Michael Lind, senior fellow at the New America Foundation, spoke after Luce. Lind offered critiques of three parts of Cowen’s argument. First, Lind noted that while the United States has undeniably seen declining productivity growth since the mid-2000s, the country has not dropped noticeably in global economic rankings. Arguing this is because the decline in productivity growth is a global phenomenon, Lind asked, “how can you explain a global phenomenon in terms of the culture of a particular country?” Second, Lind rebutted Cowen’s argument about the decline in geographic mobility in part by arguing a study cited in Cowen’s book is flawed. The study in question, published in 2015, claimed if regulations restricting the housing supply in cities like New York and San Francisco were reduced, U.S. GDP would increase by 9.7 percent. Lind asserted this is “nonsensical,” because it assumes inter-industry movement (e.g. from manufacturing to software programming) on a scale that would be impossible. Also on the question of mobility, Lind asserted interstate movement is not so much falling as it is returning to normal, after massive “push factors” in the 20th century created “turmoil” like the Great Migration. Third, Lind countered Cowen’s observation that the rate of new startups is declining by attributing this phenomenon to Schumpeterian theory. In this paradigm, new general-use technologies like electricity, automobiles, or as Lind argued, the Internet lead to a proliferation of new companies until the “low-hanging fruit” are gone and the industry consolidates into an “oligopoly” like the Big Three in Detroit. Thus, Lind believes, the current decline in startups is not a sign of U.S. complacency but a natural “trough” which will be followed by an increase in business formation. In general, Lind argued, he disagrees with Cowen’s cultural attribution because he views the underlying causes of complacency as institutional and political constraints on risk, which cannot be reduced to culture.

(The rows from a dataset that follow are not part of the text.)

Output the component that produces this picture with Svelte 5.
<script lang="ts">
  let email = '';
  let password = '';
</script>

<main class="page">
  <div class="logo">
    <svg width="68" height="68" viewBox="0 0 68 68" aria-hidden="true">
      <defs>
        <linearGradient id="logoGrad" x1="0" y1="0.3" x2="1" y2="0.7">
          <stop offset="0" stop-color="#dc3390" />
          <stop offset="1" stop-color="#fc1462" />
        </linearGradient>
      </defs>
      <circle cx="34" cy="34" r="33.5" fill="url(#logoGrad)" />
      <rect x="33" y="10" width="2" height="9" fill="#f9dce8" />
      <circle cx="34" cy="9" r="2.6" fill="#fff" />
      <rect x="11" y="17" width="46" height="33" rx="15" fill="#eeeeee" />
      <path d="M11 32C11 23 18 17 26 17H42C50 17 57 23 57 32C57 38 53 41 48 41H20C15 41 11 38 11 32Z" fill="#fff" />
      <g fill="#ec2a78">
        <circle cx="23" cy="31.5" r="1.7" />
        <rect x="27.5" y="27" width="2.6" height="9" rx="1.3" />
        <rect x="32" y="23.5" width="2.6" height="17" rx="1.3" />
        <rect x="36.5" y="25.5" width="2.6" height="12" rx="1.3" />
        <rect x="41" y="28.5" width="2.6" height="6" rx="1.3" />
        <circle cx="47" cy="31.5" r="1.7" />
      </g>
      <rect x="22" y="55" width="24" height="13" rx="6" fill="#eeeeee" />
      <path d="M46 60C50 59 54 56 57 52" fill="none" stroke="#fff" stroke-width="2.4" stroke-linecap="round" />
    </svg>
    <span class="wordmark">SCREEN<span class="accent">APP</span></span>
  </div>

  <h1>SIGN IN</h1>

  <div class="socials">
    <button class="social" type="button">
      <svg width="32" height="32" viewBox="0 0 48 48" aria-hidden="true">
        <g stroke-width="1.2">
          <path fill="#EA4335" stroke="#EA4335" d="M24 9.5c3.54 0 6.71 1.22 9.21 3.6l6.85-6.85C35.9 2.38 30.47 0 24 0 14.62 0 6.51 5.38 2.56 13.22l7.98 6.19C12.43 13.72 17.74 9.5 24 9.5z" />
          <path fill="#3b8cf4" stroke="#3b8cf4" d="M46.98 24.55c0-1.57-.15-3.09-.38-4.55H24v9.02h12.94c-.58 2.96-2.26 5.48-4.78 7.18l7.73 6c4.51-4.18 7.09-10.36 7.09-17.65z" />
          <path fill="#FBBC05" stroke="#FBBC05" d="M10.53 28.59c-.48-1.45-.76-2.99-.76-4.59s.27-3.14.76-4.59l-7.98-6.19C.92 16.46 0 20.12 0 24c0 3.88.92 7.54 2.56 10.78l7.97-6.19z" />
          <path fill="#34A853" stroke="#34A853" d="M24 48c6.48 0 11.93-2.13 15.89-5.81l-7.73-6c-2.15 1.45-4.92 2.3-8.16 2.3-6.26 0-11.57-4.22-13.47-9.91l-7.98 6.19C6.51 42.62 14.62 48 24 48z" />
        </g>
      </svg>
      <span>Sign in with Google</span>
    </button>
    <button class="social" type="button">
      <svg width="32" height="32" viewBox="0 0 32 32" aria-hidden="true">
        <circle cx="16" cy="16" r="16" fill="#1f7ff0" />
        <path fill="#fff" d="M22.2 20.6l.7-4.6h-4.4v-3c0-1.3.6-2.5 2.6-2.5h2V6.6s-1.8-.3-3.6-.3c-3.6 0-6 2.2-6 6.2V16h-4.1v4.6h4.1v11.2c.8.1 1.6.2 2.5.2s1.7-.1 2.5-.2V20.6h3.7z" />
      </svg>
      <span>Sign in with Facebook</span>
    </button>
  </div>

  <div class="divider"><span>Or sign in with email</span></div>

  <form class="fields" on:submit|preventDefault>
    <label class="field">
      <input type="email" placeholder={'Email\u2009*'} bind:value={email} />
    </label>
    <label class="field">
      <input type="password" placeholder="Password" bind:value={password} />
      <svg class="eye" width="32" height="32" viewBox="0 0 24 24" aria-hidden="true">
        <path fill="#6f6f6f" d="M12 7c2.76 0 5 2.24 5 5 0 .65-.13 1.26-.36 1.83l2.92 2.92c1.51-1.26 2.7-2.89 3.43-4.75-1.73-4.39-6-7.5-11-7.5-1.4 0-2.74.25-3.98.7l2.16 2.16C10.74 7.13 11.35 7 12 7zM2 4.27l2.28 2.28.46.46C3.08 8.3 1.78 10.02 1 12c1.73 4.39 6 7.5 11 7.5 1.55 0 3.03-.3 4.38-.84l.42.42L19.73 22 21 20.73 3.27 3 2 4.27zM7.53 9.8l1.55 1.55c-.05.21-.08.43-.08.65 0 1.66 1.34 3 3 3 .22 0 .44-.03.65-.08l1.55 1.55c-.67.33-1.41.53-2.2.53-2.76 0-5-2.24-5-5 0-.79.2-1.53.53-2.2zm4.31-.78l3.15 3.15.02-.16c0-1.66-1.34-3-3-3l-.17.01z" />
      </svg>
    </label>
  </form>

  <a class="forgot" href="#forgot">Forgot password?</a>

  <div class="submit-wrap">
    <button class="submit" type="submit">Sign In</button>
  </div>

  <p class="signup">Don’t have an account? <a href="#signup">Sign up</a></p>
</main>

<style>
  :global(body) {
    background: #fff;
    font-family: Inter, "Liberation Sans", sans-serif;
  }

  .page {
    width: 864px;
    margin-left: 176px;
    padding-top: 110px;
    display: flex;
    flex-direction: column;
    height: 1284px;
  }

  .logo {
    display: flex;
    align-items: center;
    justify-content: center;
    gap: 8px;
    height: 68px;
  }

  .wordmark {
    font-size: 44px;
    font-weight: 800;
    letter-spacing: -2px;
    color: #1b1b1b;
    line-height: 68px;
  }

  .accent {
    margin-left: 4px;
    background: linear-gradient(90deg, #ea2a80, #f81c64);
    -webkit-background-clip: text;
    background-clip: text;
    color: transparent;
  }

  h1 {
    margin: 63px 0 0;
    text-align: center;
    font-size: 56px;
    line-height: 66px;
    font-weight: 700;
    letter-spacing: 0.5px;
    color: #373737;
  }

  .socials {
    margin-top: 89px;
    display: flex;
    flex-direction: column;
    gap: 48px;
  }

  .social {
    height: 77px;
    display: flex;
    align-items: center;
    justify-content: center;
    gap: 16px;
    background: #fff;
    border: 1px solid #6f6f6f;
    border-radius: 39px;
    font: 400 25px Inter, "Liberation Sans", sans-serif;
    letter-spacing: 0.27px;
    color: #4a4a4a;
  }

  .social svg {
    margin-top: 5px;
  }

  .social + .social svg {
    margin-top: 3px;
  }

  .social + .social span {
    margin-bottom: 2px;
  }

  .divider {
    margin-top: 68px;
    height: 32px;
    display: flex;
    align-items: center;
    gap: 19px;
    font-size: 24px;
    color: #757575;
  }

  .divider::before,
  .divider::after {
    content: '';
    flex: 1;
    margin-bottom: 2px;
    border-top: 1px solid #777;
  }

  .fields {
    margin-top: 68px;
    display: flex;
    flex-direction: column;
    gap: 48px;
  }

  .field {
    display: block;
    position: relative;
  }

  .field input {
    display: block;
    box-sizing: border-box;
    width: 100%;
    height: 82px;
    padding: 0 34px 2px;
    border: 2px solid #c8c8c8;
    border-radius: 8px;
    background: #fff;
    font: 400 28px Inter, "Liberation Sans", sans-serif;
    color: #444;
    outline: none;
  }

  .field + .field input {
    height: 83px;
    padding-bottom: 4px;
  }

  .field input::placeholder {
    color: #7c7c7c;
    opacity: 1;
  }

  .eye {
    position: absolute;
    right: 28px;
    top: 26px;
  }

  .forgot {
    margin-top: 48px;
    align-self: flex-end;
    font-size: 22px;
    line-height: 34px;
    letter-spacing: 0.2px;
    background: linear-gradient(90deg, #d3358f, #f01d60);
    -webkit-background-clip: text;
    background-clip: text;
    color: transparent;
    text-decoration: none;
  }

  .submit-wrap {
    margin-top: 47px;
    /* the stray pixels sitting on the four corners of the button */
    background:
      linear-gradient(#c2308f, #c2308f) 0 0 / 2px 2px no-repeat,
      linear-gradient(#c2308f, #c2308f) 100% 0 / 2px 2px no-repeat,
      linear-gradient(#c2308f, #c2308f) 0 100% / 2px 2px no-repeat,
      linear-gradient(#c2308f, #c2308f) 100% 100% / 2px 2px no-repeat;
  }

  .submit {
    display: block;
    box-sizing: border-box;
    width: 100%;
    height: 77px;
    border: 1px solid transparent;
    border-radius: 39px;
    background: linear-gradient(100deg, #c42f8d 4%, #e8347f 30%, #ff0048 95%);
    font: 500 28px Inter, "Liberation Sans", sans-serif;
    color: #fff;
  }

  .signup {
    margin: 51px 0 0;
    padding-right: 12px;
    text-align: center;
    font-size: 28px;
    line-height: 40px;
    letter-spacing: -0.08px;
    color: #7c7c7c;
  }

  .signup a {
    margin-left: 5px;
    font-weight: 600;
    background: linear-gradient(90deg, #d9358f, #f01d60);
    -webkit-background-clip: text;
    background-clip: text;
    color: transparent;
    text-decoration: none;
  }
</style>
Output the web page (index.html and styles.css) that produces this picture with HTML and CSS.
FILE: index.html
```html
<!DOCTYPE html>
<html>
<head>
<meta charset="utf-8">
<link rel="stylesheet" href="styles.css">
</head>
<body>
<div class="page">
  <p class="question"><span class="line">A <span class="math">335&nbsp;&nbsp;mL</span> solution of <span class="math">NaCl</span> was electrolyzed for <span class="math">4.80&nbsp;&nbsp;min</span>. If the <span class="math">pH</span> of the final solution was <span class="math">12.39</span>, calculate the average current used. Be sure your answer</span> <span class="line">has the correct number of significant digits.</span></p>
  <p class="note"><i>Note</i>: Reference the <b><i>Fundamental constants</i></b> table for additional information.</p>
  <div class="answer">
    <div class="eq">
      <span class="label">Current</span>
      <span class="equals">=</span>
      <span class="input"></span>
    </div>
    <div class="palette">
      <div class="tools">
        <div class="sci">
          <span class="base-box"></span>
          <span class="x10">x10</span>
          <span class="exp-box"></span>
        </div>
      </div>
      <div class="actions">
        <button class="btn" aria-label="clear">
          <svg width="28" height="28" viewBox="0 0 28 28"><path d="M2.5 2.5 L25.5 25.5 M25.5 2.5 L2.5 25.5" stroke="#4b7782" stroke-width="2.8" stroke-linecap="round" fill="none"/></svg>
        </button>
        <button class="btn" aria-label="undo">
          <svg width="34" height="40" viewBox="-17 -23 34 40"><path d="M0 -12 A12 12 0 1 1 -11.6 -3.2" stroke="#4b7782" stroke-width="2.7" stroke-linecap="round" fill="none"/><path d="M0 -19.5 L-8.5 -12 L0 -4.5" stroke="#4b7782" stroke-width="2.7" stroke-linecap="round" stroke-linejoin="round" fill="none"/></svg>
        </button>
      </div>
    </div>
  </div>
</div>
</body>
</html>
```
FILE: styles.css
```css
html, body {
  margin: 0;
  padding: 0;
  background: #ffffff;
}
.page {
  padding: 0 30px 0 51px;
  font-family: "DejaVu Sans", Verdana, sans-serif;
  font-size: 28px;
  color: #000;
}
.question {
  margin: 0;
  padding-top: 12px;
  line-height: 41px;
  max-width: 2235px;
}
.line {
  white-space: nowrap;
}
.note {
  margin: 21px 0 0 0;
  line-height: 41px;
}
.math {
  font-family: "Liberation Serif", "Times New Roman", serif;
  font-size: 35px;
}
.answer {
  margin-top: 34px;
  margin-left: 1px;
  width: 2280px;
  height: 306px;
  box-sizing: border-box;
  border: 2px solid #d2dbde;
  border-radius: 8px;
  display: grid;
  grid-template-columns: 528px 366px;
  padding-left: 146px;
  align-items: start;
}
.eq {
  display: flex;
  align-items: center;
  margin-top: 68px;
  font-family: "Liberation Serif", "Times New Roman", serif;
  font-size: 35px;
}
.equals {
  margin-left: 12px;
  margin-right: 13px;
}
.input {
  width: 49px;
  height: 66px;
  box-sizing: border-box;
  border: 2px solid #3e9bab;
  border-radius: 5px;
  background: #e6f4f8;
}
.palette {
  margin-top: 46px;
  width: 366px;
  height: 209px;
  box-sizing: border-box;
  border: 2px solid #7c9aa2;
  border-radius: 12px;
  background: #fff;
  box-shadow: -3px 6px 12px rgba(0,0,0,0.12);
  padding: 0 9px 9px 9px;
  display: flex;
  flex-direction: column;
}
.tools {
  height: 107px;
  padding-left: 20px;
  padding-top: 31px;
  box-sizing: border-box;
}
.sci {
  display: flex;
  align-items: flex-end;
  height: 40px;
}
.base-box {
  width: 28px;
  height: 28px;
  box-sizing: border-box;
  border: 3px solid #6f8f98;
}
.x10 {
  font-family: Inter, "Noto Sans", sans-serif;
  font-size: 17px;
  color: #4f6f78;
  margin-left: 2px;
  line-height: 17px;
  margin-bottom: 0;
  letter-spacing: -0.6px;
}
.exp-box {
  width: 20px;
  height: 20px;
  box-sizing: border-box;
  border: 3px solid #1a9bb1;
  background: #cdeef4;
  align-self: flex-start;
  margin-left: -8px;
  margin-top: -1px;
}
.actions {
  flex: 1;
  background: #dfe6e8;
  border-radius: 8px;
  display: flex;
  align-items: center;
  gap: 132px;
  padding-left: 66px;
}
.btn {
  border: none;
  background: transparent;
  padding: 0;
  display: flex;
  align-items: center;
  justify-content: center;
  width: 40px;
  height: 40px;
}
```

National Review Executive Editor Reihan Salam offered two predictions dovetailing with Cowen’s work. First, Salam pointed to a 2014 paper which found that although younger Americans are in general more socially liberal than older generations, this does not hold true on the issue of abortion. The researchers argue this is because families that are pro-life have more children than families that are pro-choice. Salam postulated that if this demographic phenomenon continues, “it’s possible that we will see this really dramatic turn that will come … 15 or 20 years from now, as some of these larger, more religiously conservative families come of age … [this could] break us out of our complacency.” Second, Salam asserted the United States is drastically underestimating the economic and social burdens of long-term care for an aging population. He stated, “one way to break out of complacency might be simply acknowledging that we are going to bear these costs, and that the period over the next 15-20 years is a period in which we’re just going to have to get through this crisis.” On a related note, Salam predicted the next two decades will see a transfer of 30 or 40 trillion dollars from the Baby Boomers to their children. He feared this transition could create a tenuous political situation as this wealth flows from college-educated whites in cities to their children.
Atkinson followed the panel by responding to concerns raised about automation, arguing, “we’ve become so complacent, we cannot even contemplate for even one single moment that a truck driver might lose his job.” Contrary to fears of mass unemployment, he noted that the last few years have had the lowest rate of occupational churn of any period since 1850.
Cowen concluded by responding to several points raised during the panel discussion. He argued the overarching question of what solutions are needed to break the United States out of its complacency is wrong-headed, and that there may not be solutions. Even if such fixes exist, he argued, the point is that we are not interested in solutions. In response to Lind’s concerns about the 2015 study on geographic mobility, he noted several other sources cited in his book came to similar conclusions through different methodologies. Answering Luce’s questions about disruption in the education and healthcare sectors, Cowen argued massive upheaval in these sectors is “not around the corner.” The United States is probably not capable of reconceptualizing history as nonlinear, he said, even if that is a more accurate historical approach. Finally, he warned that not all countries are complacent, pointing to China’s massive economic growth since 1980 as a case-in-point.
The range of views expressed at the event demonstrates the importance of The Complacent Class as the beginning of a crucial and long-overdue conversation. The degree to which cultural stagnation underpins the threat to U.S. innovation and risk-taking can and should be debated; the importance of defending traditions of disruption and discovery cannot.